TASK GOAL:
Copy every line from the records below that holds the word "index".

DATA LINES:
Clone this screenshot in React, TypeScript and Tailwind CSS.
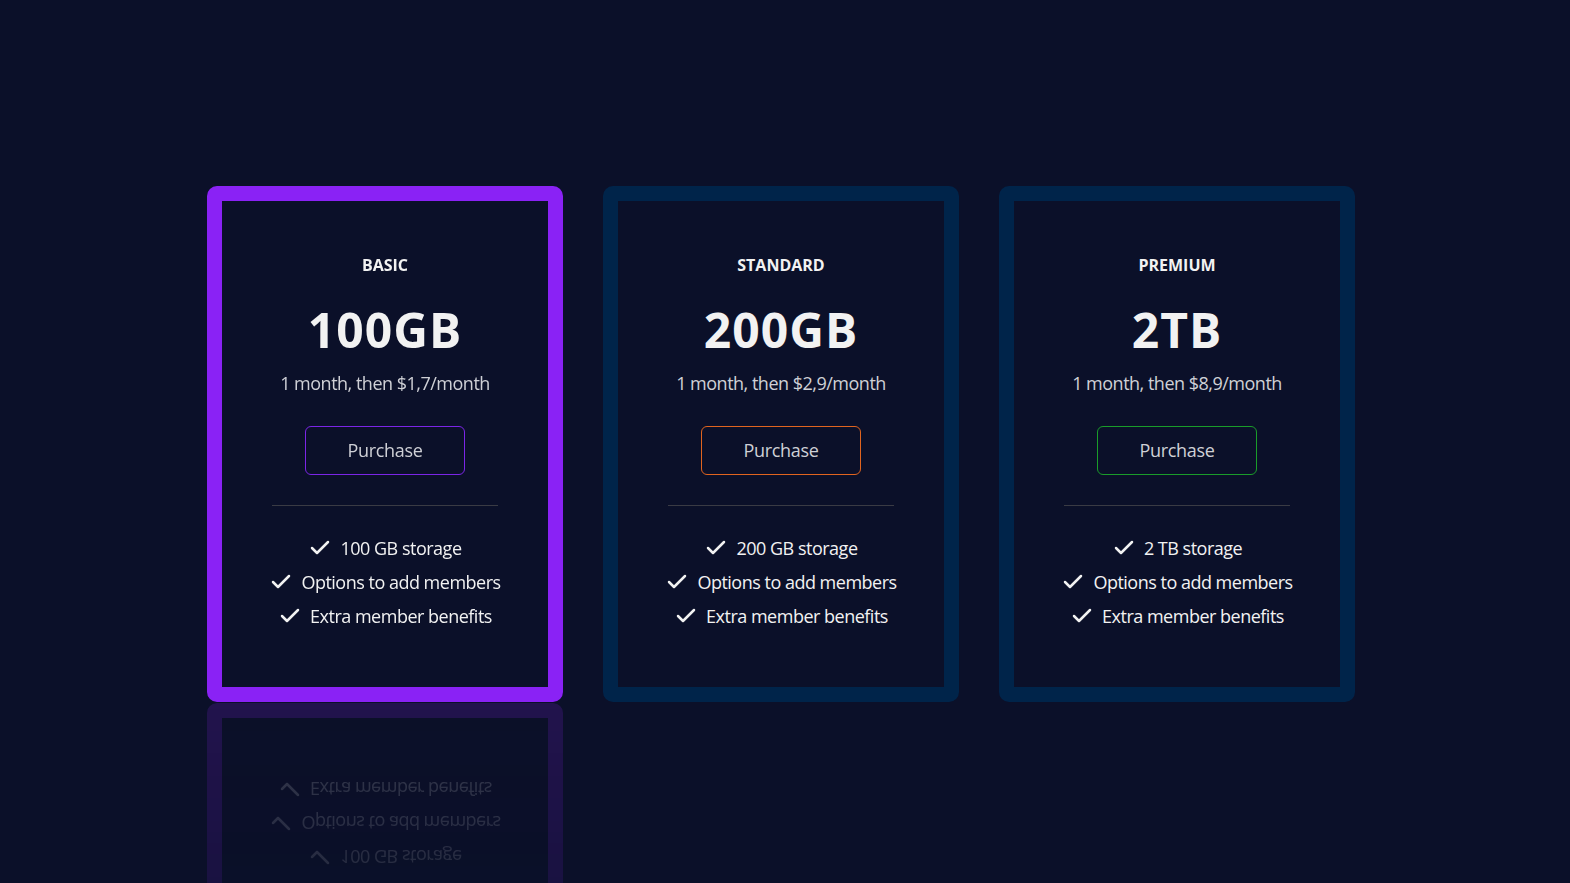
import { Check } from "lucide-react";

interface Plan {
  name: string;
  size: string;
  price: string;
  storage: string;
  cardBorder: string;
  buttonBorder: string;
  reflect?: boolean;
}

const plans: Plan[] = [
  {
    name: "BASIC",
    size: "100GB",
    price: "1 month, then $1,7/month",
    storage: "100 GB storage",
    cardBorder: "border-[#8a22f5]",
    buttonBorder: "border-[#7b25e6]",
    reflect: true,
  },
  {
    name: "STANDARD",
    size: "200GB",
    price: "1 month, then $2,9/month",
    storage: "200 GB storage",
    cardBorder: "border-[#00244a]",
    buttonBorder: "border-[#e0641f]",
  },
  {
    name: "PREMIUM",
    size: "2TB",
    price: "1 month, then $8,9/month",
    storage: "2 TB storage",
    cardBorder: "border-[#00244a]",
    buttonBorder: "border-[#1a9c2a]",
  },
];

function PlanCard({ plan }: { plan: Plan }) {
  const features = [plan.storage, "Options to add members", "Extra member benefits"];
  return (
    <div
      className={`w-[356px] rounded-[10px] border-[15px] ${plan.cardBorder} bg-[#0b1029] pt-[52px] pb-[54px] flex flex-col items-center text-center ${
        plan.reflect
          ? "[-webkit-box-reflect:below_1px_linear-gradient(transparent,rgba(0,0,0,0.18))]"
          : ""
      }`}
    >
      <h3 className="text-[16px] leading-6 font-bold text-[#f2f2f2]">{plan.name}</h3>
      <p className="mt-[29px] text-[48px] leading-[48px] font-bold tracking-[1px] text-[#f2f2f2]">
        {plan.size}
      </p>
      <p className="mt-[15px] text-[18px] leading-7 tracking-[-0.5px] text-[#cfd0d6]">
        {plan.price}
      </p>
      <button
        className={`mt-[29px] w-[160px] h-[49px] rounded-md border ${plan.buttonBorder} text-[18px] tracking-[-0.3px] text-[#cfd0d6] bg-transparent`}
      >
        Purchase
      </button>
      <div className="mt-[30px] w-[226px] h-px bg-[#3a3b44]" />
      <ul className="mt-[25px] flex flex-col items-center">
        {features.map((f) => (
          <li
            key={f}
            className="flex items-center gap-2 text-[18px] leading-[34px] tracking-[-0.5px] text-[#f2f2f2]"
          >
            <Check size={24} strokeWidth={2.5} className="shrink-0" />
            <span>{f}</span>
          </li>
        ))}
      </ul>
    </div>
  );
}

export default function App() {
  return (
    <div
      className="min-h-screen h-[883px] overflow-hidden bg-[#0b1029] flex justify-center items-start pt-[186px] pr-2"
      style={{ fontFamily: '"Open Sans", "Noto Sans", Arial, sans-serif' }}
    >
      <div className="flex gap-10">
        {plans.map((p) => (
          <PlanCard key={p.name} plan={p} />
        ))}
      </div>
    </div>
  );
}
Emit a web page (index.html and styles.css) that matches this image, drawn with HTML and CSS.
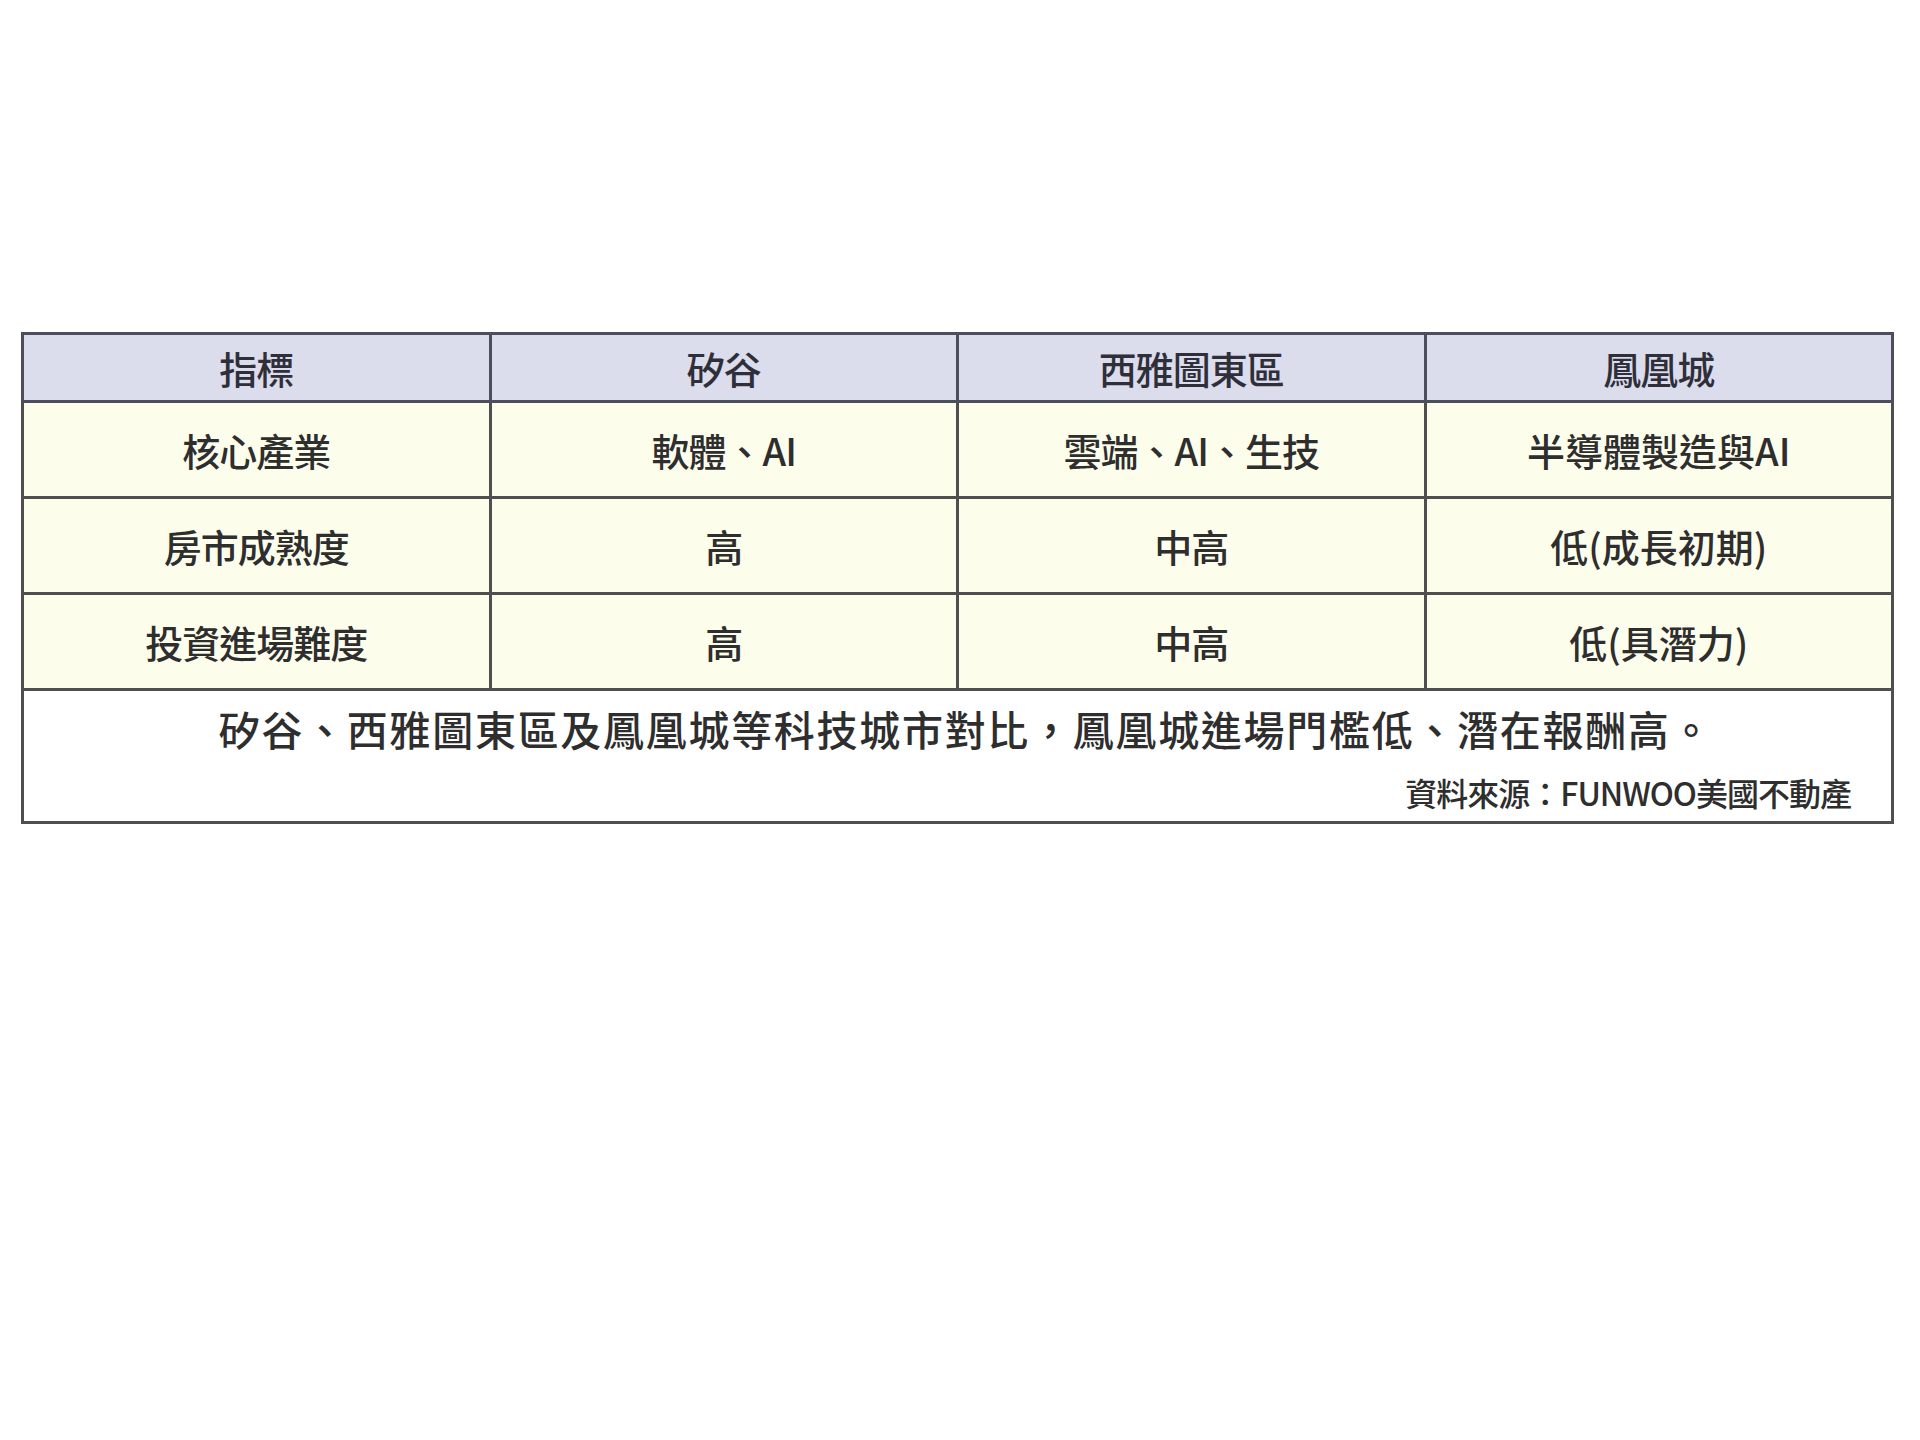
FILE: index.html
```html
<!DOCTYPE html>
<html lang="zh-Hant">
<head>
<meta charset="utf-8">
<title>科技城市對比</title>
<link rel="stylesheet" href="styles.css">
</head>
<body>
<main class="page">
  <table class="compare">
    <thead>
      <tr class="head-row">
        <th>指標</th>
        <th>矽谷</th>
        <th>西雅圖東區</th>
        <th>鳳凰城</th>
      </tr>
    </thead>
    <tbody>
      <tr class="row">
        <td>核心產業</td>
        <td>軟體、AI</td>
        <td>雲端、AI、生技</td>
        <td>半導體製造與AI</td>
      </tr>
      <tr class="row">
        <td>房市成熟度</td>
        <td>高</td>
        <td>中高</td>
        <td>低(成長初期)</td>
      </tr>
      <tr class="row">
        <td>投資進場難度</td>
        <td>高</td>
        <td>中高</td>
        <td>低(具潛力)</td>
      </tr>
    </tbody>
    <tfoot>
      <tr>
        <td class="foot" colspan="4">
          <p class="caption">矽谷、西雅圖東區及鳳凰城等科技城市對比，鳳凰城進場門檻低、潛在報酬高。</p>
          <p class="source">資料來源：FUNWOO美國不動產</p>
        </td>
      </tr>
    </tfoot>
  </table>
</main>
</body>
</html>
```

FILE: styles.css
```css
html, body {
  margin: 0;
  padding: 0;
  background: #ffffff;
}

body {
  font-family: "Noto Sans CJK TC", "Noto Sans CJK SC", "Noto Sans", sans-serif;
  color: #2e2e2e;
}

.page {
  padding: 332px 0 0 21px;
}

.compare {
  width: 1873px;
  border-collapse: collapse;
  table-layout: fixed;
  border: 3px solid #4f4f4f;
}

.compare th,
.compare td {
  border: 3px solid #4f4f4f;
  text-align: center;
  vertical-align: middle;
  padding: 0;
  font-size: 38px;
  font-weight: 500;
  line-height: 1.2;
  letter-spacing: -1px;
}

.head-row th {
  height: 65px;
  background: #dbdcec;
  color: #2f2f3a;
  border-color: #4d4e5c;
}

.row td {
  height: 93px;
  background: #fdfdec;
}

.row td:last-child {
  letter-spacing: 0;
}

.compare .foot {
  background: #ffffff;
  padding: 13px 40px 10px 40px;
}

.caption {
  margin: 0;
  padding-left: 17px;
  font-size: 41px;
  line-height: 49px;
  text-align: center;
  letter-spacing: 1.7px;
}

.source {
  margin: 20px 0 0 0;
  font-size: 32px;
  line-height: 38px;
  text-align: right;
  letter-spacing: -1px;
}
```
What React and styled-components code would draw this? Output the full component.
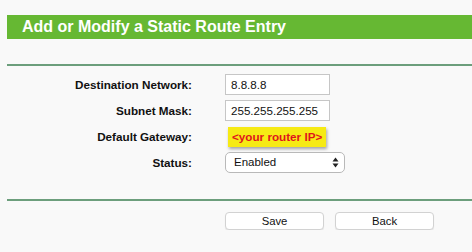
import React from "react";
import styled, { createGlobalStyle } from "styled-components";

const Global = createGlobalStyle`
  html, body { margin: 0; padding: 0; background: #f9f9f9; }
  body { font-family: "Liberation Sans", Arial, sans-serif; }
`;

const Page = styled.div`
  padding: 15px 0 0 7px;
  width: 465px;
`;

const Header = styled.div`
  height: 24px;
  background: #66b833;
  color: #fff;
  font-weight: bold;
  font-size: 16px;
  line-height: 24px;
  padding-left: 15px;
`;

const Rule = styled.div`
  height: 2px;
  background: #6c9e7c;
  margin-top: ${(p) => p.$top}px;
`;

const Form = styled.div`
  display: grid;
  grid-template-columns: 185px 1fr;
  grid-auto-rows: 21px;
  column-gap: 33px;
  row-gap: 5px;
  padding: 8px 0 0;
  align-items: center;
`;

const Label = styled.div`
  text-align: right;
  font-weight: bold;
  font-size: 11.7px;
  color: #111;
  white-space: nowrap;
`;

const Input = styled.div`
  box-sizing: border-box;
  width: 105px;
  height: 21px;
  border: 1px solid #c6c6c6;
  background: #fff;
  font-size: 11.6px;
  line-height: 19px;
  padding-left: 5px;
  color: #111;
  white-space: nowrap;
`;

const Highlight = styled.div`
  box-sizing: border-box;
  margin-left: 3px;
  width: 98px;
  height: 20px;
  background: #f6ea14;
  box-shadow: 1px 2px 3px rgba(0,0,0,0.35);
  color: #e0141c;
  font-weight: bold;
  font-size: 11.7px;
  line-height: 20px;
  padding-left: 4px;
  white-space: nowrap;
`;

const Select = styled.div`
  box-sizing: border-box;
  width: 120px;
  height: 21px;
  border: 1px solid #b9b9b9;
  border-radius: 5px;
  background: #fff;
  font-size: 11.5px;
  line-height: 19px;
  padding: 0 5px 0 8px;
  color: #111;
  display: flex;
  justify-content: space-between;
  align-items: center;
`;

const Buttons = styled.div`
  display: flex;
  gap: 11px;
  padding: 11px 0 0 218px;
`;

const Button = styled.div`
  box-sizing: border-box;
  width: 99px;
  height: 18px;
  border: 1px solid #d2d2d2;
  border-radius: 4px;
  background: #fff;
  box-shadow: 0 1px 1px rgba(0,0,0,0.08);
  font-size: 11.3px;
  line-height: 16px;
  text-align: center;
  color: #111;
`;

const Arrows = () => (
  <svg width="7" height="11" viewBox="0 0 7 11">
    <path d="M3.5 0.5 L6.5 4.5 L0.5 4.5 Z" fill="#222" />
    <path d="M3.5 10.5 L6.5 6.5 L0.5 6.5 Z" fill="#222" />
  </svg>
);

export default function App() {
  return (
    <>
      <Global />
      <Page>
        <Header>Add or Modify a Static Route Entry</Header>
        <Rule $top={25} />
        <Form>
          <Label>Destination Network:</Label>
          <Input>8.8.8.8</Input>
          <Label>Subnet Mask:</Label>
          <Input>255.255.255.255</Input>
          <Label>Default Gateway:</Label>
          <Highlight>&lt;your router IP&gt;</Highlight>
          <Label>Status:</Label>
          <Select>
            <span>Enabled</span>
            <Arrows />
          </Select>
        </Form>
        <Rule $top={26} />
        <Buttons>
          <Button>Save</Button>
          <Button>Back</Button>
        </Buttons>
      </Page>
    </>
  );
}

SOLUTION FOR THIS TASK:
Emit a web page (index.html and styles.css) that matches this image, drawn with HTML and CSS.
FILE: index.html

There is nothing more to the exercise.